Stated exercise: Wherever the string "image" appears in the listing, copy that line.

[Code that builds pages]
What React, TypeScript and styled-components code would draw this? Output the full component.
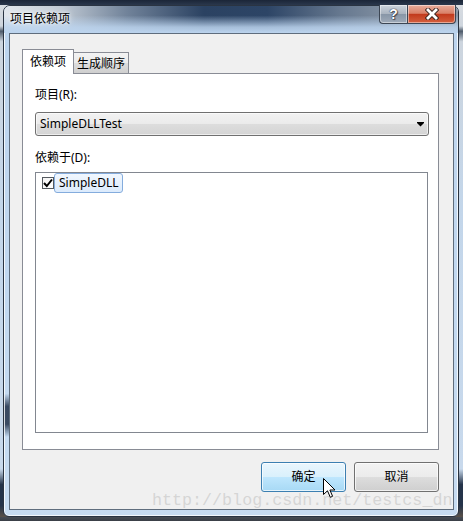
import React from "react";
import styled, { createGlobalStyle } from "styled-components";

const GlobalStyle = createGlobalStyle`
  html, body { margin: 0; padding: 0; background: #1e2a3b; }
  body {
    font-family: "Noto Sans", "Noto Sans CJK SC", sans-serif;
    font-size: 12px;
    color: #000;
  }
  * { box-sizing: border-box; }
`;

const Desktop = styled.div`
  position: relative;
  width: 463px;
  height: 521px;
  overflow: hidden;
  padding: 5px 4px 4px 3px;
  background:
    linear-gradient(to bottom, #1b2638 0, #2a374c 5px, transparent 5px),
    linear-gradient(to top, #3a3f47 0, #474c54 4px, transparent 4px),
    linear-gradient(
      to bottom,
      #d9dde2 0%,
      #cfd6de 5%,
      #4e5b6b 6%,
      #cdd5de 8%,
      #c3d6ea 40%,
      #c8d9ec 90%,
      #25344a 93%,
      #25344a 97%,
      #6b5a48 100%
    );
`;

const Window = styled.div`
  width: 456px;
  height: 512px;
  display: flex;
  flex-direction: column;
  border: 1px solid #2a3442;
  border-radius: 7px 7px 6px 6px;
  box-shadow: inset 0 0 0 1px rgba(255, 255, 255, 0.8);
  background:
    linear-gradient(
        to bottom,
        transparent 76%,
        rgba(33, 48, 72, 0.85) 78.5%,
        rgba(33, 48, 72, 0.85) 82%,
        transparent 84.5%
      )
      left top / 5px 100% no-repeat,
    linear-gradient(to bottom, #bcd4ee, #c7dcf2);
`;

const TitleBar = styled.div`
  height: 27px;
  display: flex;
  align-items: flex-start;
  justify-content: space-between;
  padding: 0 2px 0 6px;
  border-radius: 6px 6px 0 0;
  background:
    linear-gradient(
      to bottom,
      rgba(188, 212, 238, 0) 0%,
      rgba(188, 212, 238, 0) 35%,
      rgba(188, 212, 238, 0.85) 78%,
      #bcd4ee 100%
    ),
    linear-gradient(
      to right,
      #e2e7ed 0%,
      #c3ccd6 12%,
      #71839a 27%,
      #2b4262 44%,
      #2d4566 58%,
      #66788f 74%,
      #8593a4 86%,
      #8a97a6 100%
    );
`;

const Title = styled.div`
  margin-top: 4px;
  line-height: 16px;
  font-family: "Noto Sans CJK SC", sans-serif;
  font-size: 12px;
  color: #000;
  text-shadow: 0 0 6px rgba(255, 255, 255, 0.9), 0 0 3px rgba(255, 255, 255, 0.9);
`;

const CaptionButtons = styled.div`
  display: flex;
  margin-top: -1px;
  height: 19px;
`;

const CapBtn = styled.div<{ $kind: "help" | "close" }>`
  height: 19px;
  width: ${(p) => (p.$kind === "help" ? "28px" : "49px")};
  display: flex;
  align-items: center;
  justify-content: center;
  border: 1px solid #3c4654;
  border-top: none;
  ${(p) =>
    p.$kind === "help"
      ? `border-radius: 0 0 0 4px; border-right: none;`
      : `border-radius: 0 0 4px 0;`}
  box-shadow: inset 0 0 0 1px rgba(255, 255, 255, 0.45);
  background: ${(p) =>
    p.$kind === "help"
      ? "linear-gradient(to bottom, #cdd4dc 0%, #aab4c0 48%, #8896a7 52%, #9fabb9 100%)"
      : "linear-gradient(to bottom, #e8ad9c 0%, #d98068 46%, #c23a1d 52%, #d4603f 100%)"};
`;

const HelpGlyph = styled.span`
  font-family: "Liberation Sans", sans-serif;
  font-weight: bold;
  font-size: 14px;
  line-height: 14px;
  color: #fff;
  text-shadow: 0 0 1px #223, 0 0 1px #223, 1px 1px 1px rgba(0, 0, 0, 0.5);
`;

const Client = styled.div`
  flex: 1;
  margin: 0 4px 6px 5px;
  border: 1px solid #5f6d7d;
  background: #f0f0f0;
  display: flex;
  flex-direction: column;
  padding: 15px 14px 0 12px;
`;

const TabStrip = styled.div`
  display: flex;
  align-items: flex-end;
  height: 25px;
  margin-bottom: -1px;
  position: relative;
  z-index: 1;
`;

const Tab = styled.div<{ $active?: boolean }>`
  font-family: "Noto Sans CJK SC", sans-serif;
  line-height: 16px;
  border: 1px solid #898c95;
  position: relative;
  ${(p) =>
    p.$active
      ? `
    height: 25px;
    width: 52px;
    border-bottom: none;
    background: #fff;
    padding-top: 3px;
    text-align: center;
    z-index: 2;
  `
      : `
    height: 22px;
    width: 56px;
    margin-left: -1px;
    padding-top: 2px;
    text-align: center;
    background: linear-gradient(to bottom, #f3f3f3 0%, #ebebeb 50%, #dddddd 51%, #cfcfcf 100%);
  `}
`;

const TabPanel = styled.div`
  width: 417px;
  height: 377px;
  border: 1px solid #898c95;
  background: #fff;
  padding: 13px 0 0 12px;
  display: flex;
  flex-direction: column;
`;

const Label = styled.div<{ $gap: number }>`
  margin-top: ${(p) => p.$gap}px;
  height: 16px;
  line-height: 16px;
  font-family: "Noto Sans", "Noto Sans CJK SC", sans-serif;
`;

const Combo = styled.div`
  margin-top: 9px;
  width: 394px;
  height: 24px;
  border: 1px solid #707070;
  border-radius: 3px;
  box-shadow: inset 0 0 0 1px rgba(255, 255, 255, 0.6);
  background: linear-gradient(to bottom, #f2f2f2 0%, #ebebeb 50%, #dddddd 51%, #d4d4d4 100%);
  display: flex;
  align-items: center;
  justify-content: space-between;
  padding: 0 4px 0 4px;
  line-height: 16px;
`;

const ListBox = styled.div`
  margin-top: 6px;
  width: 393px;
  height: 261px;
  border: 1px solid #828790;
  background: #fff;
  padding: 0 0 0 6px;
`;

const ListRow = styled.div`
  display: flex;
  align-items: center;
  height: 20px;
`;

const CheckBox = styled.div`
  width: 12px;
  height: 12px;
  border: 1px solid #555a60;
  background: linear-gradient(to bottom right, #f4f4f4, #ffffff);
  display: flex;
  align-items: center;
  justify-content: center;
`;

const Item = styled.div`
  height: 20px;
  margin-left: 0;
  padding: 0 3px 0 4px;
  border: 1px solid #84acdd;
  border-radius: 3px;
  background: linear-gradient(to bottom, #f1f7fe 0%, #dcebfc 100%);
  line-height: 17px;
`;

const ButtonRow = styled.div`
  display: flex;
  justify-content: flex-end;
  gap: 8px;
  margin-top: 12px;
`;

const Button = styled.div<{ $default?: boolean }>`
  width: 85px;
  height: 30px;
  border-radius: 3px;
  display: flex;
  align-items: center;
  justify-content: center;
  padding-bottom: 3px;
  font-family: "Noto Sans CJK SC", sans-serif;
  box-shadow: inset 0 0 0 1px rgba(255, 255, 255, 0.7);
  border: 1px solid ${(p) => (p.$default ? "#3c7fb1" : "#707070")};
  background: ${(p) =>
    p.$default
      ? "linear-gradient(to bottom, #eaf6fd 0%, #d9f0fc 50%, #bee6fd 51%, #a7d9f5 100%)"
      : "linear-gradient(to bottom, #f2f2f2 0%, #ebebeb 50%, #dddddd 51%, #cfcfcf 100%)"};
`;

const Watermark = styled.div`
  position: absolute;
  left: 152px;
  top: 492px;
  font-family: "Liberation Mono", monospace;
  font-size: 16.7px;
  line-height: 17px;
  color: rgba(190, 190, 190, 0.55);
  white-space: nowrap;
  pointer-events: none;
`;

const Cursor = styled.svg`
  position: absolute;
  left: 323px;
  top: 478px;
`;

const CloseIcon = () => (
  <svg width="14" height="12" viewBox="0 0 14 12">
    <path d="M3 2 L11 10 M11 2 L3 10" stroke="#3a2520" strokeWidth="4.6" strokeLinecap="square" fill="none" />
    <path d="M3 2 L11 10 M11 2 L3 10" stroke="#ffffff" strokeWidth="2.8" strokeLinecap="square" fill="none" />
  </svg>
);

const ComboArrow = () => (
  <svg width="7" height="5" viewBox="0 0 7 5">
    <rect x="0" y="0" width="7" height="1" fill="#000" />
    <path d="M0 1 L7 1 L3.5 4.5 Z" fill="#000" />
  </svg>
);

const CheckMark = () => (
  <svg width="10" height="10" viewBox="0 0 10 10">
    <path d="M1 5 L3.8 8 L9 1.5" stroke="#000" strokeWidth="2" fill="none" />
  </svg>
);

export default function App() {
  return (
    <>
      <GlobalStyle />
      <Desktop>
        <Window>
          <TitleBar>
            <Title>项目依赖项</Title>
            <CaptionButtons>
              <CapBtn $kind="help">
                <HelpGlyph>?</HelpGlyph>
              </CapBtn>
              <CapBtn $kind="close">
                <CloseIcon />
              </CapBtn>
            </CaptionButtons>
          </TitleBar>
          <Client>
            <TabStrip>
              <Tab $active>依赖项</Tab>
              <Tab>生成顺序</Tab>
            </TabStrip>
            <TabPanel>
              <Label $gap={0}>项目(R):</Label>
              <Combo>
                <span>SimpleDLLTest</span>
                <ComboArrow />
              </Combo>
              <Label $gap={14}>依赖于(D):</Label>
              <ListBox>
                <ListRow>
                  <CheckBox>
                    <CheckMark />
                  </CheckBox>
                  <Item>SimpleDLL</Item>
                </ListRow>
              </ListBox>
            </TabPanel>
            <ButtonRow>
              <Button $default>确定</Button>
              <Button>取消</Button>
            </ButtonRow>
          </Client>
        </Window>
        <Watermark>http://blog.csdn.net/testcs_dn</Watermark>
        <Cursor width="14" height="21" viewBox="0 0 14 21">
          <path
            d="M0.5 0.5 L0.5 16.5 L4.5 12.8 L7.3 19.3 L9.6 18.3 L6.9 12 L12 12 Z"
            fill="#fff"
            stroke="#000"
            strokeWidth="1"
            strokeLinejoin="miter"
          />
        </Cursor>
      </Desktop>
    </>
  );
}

==

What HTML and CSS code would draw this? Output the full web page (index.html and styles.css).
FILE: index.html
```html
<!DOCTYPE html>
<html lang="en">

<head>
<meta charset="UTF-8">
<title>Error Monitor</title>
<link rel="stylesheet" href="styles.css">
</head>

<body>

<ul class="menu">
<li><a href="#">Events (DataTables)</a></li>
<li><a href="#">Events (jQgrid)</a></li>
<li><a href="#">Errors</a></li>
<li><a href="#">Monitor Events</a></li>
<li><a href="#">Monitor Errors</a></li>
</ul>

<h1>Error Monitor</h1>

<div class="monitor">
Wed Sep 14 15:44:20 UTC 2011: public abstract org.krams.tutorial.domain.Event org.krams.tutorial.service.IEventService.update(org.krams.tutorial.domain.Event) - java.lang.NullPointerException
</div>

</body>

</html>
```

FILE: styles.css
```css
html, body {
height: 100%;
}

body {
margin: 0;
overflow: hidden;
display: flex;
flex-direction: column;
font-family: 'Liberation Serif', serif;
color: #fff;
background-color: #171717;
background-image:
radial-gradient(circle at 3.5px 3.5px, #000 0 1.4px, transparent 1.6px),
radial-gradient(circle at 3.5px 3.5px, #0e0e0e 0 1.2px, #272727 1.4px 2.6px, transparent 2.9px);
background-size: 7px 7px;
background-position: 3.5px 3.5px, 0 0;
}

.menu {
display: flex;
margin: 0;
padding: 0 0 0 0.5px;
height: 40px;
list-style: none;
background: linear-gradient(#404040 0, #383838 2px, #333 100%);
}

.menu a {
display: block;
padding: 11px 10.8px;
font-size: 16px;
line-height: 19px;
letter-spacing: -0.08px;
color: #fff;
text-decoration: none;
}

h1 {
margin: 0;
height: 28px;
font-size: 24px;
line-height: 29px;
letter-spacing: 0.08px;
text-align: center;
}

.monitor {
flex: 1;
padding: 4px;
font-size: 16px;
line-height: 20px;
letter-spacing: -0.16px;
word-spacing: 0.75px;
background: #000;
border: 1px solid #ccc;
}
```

* * *

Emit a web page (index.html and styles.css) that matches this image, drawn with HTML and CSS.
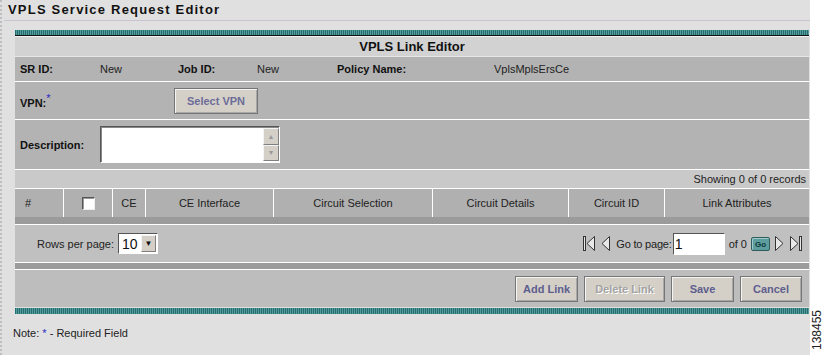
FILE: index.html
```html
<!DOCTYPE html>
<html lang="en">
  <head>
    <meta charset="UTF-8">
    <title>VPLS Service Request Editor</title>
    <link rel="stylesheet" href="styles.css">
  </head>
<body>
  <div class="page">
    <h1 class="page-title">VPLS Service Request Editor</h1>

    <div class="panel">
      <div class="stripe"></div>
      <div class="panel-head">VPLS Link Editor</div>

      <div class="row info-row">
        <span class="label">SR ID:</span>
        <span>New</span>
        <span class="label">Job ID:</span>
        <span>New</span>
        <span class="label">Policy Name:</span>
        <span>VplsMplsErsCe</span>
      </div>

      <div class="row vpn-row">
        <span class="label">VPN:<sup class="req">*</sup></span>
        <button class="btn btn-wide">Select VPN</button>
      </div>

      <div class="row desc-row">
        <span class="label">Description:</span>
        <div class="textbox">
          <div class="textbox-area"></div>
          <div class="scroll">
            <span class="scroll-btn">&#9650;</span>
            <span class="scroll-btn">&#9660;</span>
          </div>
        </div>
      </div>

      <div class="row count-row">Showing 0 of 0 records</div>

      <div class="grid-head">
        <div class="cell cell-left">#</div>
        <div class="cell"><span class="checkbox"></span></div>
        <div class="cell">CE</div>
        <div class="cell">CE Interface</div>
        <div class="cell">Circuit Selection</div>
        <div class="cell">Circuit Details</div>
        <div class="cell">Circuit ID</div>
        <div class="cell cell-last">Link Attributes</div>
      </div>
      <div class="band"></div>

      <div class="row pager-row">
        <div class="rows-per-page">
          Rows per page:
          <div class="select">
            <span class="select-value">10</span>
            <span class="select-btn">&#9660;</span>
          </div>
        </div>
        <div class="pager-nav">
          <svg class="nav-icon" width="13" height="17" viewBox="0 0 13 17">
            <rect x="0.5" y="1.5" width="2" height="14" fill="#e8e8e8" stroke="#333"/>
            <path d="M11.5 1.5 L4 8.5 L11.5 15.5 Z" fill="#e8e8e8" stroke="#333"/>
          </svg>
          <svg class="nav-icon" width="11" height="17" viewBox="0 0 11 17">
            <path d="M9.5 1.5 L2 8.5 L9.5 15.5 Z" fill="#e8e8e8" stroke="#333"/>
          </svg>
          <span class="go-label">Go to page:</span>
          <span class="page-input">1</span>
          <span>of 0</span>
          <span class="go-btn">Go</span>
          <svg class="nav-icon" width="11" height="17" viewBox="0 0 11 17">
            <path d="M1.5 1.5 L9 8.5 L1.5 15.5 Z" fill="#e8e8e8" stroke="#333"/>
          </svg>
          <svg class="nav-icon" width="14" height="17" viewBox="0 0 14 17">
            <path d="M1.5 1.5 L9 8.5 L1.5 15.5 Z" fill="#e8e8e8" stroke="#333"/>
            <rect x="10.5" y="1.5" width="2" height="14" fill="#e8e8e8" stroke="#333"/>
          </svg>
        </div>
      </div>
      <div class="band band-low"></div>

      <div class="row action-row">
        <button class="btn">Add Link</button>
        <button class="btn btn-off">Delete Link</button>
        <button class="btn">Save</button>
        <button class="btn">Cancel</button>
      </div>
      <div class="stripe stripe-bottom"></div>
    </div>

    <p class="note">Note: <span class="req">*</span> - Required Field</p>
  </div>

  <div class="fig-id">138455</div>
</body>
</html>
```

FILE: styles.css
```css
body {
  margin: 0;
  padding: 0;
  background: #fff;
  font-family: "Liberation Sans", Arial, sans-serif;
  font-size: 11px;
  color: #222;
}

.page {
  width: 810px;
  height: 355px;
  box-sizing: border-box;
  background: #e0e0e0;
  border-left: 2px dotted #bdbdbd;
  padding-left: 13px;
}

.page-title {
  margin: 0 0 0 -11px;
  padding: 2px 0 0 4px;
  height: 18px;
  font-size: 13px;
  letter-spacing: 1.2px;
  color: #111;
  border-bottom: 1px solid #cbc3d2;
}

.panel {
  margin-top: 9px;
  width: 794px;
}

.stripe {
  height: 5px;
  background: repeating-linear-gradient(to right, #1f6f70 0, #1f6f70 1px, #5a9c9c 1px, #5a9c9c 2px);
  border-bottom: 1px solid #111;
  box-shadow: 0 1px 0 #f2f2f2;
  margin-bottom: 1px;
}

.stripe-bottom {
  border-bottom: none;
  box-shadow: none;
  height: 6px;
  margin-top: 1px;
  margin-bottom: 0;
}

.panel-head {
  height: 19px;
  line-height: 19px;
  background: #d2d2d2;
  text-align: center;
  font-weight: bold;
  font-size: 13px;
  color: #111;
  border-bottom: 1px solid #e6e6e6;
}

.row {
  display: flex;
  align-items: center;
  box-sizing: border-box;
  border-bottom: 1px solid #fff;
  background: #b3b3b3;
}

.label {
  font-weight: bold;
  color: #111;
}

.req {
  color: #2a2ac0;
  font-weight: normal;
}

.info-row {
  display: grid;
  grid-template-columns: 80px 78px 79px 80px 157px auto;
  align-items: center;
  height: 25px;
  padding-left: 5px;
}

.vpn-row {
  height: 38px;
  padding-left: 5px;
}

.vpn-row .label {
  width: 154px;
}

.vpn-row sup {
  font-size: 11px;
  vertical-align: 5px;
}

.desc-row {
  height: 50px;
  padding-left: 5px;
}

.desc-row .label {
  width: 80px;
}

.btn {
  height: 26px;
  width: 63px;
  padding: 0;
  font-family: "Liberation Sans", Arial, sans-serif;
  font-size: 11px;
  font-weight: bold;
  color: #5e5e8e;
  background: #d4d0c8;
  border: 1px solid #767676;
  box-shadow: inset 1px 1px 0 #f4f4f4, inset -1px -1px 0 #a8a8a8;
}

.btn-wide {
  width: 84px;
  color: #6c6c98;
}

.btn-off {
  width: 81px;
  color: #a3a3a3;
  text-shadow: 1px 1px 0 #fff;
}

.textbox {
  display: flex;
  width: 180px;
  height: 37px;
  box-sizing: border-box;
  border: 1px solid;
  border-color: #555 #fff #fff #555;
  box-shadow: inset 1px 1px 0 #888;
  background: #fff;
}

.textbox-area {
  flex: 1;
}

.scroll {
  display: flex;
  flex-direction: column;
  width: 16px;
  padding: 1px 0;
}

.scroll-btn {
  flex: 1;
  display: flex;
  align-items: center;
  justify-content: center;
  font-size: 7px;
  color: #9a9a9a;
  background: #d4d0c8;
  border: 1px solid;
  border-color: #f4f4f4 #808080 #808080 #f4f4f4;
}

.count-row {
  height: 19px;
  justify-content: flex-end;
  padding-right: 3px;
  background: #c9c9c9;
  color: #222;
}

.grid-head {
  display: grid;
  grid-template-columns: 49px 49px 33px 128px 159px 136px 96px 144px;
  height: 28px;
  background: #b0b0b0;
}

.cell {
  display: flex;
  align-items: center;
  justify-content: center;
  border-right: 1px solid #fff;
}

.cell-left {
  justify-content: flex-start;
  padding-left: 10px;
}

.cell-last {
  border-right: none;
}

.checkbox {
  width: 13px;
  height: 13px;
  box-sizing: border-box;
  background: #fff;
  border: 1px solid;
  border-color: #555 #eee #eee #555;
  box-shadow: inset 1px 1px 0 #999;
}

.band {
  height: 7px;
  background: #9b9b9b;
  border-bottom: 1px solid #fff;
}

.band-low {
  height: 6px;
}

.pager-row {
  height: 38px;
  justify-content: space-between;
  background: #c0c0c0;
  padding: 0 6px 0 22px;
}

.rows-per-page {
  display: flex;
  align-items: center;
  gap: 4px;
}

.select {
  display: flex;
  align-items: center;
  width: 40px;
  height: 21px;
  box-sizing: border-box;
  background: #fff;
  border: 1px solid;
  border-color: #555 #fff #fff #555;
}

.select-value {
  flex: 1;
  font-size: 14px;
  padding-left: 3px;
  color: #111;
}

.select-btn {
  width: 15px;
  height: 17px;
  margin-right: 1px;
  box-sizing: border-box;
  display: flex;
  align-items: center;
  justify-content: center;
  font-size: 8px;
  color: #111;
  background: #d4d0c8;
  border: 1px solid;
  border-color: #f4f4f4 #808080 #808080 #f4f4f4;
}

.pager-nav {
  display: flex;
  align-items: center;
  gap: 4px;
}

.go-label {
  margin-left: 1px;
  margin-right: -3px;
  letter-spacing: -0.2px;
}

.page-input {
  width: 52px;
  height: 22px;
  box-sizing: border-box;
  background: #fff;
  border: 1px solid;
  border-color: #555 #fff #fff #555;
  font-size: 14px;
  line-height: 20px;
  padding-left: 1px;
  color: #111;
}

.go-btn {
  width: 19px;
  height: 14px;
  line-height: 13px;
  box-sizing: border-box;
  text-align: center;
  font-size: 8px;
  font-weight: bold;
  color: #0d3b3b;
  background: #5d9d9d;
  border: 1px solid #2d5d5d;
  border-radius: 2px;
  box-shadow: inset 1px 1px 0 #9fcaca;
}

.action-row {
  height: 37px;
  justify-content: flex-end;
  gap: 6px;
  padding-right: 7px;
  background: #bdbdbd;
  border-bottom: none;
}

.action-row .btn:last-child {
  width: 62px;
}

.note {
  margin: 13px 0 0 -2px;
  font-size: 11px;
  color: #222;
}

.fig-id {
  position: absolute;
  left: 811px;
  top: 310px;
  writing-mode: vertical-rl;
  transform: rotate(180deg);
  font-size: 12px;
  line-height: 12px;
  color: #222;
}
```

Exercise output:
background-image:
Emit a web page (index.html and styles.css) that matches this image, drawn with HTML and CSS.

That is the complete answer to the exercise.